BRIEF:
Return the lines from the one that contains "Clone this screenshot in React, TypeScript" through the one that contains "mb-[12.5px] text-[20px] leading-[23px]", both included, exactly as written and with nothing added.

(Items from a data source)
————
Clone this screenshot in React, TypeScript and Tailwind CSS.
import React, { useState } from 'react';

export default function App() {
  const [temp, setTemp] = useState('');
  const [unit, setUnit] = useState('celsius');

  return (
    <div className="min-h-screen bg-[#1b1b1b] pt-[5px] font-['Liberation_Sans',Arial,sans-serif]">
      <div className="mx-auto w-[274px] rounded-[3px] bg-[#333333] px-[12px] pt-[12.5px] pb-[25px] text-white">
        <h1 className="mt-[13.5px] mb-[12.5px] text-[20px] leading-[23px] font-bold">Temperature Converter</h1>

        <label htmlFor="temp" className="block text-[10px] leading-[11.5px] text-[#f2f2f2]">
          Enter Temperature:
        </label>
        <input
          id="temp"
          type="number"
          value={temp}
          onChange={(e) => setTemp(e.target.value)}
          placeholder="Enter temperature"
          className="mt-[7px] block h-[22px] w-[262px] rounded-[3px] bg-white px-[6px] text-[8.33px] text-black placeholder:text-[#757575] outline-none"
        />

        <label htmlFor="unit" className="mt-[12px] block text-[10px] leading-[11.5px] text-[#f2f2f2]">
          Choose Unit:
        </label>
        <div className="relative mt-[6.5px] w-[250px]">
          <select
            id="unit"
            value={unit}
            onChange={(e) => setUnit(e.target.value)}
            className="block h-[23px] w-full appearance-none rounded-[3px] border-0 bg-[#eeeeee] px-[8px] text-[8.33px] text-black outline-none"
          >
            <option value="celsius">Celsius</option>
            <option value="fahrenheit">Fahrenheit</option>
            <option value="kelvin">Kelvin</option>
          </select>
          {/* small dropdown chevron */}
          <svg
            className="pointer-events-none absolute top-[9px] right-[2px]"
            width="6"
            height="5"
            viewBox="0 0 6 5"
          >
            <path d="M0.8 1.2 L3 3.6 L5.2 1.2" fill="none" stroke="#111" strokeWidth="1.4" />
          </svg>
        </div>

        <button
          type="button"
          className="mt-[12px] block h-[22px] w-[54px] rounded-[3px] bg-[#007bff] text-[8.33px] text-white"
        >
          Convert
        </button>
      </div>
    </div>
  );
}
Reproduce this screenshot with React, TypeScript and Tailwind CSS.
————
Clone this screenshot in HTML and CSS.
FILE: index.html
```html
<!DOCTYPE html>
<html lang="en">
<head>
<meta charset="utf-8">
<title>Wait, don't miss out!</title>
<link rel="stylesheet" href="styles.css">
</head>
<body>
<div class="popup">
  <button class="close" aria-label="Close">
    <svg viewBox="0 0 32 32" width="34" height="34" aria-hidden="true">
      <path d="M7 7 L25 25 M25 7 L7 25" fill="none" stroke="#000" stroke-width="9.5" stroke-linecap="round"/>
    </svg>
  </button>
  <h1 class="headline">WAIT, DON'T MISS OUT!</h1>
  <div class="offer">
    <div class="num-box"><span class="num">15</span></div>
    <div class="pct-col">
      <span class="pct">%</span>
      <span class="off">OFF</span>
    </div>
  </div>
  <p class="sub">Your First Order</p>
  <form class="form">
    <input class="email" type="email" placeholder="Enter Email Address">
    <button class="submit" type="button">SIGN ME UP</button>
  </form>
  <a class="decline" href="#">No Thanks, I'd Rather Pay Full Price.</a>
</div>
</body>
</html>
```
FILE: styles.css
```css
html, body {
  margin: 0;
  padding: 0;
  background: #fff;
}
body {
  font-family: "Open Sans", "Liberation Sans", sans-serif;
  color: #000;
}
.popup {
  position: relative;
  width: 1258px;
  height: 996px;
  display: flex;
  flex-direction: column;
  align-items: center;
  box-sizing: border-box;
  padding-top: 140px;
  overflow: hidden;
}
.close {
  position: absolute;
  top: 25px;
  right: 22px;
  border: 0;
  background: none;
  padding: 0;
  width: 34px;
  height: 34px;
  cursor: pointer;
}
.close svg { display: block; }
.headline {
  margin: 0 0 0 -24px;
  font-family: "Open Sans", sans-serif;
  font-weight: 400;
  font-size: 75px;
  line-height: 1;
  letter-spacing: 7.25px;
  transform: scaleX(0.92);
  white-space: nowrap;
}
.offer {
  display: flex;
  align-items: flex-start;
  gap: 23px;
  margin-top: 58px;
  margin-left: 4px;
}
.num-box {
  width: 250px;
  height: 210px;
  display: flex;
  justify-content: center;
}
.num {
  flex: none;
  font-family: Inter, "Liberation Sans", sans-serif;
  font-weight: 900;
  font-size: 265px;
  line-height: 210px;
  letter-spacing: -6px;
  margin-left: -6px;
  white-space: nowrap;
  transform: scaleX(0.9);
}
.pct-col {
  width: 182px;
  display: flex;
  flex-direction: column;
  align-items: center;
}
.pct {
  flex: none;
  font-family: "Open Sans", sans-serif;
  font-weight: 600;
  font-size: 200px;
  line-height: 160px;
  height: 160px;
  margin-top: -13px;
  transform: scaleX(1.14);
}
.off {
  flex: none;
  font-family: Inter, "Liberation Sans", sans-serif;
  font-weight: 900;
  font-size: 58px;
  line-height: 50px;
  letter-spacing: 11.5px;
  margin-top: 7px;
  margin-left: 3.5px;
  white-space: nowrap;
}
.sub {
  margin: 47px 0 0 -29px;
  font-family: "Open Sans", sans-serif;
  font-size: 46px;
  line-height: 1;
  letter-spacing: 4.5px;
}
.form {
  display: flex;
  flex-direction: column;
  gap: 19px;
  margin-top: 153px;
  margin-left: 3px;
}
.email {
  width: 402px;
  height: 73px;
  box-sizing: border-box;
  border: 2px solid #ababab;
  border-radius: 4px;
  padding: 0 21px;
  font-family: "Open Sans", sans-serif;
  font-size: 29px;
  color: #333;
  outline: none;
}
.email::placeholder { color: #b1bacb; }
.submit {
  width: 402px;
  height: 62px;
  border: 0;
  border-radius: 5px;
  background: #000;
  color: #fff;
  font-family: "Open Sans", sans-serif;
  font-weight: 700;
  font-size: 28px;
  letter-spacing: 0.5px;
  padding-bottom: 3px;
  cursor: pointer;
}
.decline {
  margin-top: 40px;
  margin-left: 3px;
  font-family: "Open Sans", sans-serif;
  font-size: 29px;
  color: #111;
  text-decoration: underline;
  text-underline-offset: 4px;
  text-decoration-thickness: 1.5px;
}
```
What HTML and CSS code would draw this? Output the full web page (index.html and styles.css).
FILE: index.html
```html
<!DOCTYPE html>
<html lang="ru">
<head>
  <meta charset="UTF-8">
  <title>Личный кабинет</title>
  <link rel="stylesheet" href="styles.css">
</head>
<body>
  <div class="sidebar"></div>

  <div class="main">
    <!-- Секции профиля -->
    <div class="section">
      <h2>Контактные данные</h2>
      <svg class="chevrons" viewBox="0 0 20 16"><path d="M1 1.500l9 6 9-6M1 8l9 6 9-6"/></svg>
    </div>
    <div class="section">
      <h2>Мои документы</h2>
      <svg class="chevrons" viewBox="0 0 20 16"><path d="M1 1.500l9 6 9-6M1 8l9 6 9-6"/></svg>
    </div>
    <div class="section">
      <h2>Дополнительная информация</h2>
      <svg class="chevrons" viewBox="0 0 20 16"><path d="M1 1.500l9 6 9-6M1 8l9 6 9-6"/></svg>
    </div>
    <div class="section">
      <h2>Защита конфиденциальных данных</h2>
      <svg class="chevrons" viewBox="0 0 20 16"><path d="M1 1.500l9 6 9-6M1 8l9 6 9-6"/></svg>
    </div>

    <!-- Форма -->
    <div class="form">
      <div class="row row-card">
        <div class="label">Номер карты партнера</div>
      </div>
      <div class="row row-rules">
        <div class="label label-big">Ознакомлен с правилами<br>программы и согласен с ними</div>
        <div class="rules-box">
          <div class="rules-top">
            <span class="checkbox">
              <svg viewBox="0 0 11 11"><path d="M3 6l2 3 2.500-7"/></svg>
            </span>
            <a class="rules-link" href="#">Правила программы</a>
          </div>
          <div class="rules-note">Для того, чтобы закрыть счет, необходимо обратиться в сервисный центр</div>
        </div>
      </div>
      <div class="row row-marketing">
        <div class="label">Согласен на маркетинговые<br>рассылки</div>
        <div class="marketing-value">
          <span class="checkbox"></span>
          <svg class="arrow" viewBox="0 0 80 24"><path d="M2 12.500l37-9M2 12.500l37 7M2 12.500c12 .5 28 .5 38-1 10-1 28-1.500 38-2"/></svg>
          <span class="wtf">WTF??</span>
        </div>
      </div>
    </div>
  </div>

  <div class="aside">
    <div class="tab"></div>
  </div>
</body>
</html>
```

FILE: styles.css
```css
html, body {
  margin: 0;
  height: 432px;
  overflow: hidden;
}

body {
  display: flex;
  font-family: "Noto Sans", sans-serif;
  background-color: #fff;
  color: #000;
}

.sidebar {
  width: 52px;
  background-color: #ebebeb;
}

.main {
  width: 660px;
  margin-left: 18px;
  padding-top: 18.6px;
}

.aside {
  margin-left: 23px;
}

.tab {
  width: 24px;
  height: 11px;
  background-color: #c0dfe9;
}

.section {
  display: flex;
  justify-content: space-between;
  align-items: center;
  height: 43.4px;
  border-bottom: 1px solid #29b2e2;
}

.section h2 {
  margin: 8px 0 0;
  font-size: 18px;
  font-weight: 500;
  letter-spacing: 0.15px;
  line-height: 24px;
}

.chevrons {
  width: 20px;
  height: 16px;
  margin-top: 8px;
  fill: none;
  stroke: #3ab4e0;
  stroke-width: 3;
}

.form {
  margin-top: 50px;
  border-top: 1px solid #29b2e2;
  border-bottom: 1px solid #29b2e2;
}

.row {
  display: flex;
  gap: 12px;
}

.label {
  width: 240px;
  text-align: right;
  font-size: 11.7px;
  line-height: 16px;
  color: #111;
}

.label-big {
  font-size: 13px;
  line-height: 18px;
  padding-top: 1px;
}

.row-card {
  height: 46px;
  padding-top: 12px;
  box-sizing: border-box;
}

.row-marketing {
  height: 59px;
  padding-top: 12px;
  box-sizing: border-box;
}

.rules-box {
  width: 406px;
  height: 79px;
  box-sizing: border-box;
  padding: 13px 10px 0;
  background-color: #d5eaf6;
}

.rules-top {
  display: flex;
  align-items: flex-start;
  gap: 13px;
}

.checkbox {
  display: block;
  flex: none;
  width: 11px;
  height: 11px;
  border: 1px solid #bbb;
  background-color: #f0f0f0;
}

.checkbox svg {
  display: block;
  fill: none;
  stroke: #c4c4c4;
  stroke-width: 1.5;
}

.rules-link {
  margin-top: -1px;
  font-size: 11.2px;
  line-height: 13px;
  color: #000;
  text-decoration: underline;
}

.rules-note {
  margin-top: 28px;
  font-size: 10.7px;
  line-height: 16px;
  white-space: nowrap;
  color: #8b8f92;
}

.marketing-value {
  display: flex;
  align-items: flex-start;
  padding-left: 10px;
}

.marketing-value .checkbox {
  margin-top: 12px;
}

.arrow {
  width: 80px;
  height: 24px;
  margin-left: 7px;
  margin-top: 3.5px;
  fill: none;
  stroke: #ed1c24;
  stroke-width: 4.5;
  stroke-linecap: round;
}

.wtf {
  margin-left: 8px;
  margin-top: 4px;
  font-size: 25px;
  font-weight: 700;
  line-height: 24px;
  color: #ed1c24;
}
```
————
COMPLETED EXERCISE:
Clone this screenshot in React, TypeScript and Tailwind CSS.
import React, { useState } from 'react';

export default function App() {
  const [temp, setTemp] = useState('');
  const [unit, setUnit] = useState('celsius');

  return (
    <div className="min-h-screen bg-[#1b1b1b] pt-[5px] font-['Liberation_Sans',Arial,sans-serif]">
      <div className="mx-auto w-[274px] rounded-[3px] bg-[#333333] px-[12px] pt-[12.5px] pb-[25px] text-white">
        <h1 className="mt-[13.5px] mb-[12.5px] text-[20px] leading-[23px] font-bold">Temperature Converter</h1>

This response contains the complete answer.